Investigation of the wave–photovoltaic-battery​ hybrid power generation platform’s control strategy

Abstract

This paper proposes a wave–photovoltaic-battery hybrid power generation platform which based on the distributed DC collection and AC inverter grid structure. To be able to simplify the control structure of the power generation system and improve the anti-interference ability of the system, a one-step delay compensation model predictive current control (MPCC) method is proposed for the wave power generation rectifier unit and the perturbation and observation (P&O) fuzzy logic maximum power point tracking (MPPT) algorithm is applied in the photovoltaic power generation unit. Meanwhile, the constant power control method is used to realize the charge and discharge control of the energy storage system to achieve the grid-connected goal of tracking the load power demand. Finally, the MATLAB/Simulink software is applied to simulate the grid-connected operation characteristics of the wave energy power generation unit in continuous power generation modes, as well as the photovoltaic power generation unit at constant temperature and variable irradiance.
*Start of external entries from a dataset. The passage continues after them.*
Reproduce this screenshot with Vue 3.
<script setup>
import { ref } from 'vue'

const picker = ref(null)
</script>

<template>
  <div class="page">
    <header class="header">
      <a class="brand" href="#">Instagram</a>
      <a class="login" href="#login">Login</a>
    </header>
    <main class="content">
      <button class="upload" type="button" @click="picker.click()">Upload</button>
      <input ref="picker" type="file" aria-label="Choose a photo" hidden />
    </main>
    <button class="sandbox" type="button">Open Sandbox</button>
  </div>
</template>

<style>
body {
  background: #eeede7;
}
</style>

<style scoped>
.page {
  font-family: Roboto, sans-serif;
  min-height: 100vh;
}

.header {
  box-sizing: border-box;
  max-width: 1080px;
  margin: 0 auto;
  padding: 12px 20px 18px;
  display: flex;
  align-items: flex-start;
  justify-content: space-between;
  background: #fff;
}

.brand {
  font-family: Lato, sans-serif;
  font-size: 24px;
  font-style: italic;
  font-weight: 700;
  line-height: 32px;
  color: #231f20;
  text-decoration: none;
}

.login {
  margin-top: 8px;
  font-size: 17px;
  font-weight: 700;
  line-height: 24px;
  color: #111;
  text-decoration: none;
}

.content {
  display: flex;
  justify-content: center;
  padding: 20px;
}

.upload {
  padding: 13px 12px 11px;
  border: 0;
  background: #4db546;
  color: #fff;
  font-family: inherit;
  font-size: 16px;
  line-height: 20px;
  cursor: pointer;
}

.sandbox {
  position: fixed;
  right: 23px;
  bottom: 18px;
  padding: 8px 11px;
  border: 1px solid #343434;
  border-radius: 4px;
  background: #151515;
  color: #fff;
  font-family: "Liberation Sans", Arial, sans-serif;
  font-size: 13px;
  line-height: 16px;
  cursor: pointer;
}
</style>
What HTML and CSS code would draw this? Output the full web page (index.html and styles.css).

The results illustrate that the suggested technique for controlling the power generating unit is straightforward and feasible, DC bus voltage stability effect is effective, and the inverter output satisfies the grid-connected operating requirement, which verifies the feasibility of the proposed scheme and can provide some theoretical support for the subsequent high-capacity wave–photovoltaic-battery hybrid power generation platform.